_PROBLEM REQUIREMENTS_
Each line that holds the string "React" counts once; say how many such lines there are and add nothing.

######

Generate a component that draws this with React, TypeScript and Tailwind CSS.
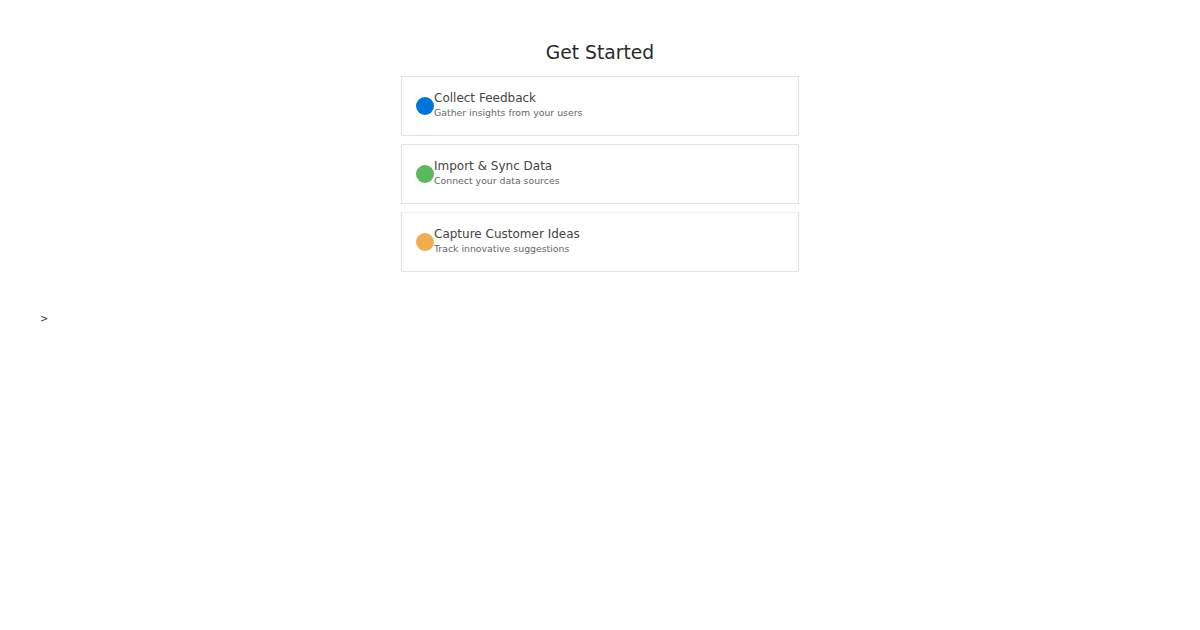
import React from 'react';

const items = [
  { title: 'Collect Feedback', desc: 'Gather insights from your users', color: 'bg-[#0074d9]', border: 'border-[#e2e2e2]' },
  { title: 'Import & Sync Data', desc: 'Connect your data sources', color: 'bg-[#5cb85c]', border: 'border-[#e2e2e2]' },
  { title: 'Capture Customer Ideas', desc: 'Track innovative suggestions', color: 'bg-[#f0ad4e]', border: 'border-[#e2e2e2] border-t-[#f2f2f2]' },
];

export default function App() {
  return (
    <div className="min-h-[630px] bg-white font-['DejaVu_Sans',sans-serif]">
      <div className="pt-[39px] flex flex-col items-center">
        <h1 className="text-[18.72px] leading-[28px] text-[#2a2a2a]">Get Started</h1>
        <div className="mt-[9px] w-[398px] flex flex-col gap-[8px]">
          {items.map((it) => (
            <div key={it.title} className={`border ${it.border} h-[60px] px-[14px] pb-[2px] flex items-center`}>
              <div className={`w-[18px] h-[18px] rounded-full ${it.color} shrink-0 mt-[2px]`} />
              <div className="flex flex-col">
                <span className="text-[12px] leading-[16px] text-[#444]">{it.title}</span>
                <span className="text-[9.36px] leading-[14px] text-[#666]">{it.desc}</span>
              </div>
            </div>
          ))}
        </div>
      </div>
      <div className="pl-[40px] mt-[41px] text-[10px] leading-[12px] text-[#333]">&gt;</div>
    </div>
  );
}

######

_ANSWER TO THIS PROBLEM_
2